▶ **What to work on**:
State how many lines of the entries include the string "this", please, leaving out everything but the number.

▶ **Dataset records**:
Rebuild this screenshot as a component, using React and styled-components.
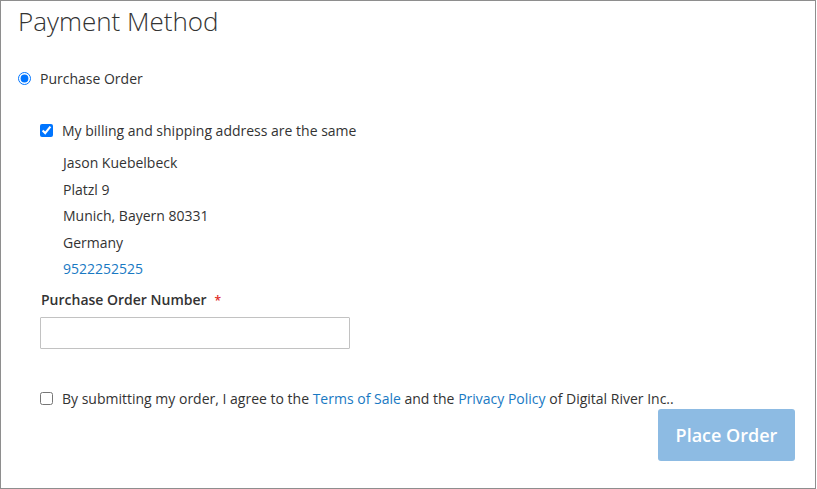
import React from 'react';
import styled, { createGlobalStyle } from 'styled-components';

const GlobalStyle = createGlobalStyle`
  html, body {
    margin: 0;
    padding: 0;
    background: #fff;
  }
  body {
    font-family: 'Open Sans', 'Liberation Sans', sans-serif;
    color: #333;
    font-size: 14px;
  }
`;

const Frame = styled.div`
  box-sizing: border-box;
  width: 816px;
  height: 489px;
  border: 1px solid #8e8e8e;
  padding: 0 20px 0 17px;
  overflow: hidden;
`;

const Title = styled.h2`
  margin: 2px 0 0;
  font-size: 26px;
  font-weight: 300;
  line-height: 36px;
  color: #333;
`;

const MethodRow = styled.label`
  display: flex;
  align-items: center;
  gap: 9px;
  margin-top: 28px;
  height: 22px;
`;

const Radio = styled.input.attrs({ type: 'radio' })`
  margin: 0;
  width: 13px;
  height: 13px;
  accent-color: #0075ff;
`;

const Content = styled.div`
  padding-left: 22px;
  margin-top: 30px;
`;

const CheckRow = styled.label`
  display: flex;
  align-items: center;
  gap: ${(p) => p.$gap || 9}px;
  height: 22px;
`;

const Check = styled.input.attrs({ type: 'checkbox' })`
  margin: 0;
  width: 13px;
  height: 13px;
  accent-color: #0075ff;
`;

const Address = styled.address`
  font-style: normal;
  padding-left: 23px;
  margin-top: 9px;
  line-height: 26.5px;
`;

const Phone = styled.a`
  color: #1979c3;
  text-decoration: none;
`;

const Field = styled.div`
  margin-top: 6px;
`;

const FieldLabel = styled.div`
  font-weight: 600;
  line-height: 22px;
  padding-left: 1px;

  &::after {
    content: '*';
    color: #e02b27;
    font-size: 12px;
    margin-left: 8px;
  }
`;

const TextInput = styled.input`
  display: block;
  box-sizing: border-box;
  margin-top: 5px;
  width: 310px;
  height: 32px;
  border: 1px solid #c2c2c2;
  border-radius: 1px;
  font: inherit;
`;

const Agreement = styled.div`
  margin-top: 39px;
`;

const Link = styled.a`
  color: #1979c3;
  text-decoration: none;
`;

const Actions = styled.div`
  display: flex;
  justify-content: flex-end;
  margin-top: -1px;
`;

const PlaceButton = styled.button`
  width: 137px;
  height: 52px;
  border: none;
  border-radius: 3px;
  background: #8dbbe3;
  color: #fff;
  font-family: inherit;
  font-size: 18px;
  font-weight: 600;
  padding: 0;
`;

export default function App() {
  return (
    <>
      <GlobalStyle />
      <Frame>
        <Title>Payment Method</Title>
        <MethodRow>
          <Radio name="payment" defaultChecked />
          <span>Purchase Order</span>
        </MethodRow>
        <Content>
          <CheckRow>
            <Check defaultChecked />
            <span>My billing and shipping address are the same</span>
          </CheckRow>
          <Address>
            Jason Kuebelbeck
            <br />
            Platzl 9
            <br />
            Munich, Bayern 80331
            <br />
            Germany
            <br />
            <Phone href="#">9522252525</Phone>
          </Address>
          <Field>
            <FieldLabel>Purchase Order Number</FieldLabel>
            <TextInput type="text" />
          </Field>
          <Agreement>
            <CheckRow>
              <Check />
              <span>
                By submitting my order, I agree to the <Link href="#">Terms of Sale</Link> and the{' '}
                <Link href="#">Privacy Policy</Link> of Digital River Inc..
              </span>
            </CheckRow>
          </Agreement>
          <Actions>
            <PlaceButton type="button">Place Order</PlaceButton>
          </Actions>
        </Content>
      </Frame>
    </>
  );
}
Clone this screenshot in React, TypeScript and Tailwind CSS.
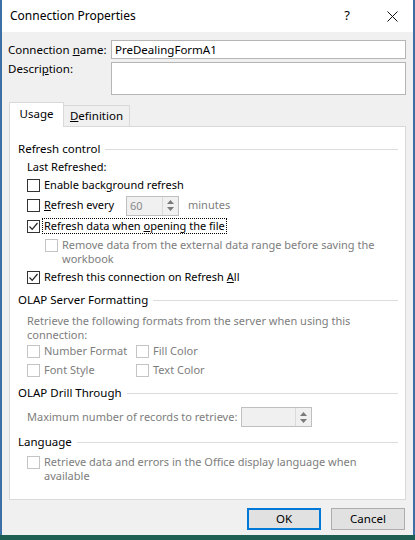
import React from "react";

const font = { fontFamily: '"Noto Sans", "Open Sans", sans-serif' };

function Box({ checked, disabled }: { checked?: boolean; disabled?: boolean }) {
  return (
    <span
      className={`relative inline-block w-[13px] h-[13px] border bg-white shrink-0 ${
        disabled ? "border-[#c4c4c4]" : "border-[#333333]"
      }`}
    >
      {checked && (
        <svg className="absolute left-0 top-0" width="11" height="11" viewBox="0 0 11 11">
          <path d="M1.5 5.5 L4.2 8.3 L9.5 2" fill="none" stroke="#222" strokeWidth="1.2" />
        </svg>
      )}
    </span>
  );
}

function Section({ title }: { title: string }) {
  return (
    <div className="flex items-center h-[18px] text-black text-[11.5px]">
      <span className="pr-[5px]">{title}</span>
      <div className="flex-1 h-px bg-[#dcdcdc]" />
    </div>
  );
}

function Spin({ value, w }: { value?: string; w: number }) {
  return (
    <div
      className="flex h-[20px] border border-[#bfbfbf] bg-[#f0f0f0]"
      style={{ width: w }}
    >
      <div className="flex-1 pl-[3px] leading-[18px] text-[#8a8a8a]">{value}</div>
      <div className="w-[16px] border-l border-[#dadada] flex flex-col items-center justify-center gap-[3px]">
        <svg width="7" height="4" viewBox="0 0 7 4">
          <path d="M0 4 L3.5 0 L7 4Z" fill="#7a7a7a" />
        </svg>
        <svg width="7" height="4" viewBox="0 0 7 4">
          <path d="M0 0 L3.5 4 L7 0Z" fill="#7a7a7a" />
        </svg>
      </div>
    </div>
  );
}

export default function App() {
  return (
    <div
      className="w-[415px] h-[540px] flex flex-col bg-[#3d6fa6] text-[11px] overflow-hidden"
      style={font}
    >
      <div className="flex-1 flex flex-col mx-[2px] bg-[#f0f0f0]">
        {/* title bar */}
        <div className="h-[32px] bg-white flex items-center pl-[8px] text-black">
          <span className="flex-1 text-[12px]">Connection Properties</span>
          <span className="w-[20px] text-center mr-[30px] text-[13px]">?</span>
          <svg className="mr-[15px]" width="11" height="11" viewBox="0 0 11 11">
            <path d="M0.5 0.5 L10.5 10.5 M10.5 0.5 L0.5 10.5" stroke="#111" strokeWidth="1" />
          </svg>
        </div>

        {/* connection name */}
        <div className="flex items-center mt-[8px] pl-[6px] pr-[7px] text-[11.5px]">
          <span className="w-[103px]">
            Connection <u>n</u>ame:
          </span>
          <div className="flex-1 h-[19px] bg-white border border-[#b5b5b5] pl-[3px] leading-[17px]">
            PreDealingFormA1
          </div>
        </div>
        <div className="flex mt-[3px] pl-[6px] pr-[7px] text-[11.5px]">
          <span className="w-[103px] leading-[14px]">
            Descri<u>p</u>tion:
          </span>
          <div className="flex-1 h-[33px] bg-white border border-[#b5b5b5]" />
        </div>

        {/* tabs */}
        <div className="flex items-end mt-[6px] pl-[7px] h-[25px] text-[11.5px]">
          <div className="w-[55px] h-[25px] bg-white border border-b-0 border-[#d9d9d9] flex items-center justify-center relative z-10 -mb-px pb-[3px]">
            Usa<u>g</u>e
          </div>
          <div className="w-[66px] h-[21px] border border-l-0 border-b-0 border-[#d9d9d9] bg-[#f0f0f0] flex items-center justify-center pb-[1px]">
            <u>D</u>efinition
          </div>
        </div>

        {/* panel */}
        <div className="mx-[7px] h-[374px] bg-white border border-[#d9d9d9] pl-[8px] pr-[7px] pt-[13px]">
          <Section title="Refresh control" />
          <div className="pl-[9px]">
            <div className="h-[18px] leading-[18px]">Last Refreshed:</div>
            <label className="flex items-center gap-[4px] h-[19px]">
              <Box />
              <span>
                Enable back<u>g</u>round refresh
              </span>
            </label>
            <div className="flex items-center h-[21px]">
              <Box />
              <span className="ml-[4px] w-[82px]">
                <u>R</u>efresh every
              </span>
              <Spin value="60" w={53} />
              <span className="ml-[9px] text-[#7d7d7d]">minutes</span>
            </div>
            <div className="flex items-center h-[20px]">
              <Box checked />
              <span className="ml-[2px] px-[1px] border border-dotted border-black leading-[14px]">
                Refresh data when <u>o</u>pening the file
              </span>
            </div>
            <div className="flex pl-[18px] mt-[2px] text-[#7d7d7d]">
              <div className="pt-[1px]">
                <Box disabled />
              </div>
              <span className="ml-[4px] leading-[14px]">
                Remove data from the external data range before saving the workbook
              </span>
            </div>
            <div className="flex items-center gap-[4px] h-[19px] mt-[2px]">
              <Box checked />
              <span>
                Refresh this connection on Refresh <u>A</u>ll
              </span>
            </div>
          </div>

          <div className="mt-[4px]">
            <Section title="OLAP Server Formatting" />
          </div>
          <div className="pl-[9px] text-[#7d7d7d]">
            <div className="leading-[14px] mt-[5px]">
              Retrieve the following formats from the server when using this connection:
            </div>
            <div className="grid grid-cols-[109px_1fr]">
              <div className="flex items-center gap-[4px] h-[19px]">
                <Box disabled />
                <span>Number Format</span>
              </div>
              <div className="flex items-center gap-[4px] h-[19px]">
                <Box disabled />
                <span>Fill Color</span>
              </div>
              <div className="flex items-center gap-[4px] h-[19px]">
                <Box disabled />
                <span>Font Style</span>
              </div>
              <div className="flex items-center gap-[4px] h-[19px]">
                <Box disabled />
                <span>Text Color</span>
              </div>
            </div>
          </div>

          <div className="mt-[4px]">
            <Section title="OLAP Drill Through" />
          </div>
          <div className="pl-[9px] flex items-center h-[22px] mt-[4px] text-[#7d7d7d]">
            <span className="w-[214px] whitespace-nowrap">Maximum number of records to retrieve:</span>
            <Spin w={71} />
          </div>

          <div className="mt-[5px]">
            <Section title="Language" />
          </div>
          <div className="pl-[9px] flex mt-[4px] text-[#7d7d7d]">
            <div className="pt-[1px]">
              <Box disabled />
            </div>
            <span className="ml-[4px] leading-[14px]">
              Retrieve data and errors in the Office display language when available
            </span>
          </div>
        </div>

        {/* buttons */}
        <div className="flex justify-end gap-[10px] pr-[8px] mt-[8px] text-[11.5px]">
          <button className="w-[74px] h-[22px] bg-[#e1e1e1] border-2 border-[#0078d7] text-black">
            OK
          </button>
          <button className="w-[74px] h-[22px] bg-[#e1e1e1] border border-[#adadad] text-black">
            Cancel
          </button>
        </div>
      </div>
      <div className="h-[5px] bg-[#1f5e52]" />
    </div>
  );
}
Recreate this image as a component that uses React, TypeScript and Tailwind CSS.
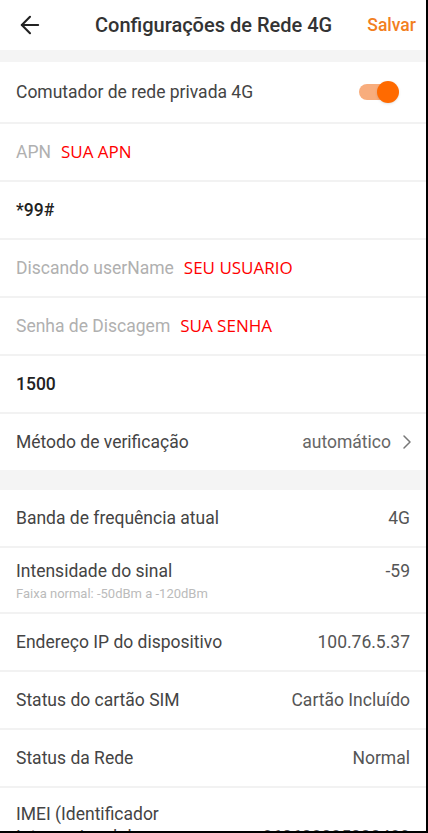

▶ **Full response**:
5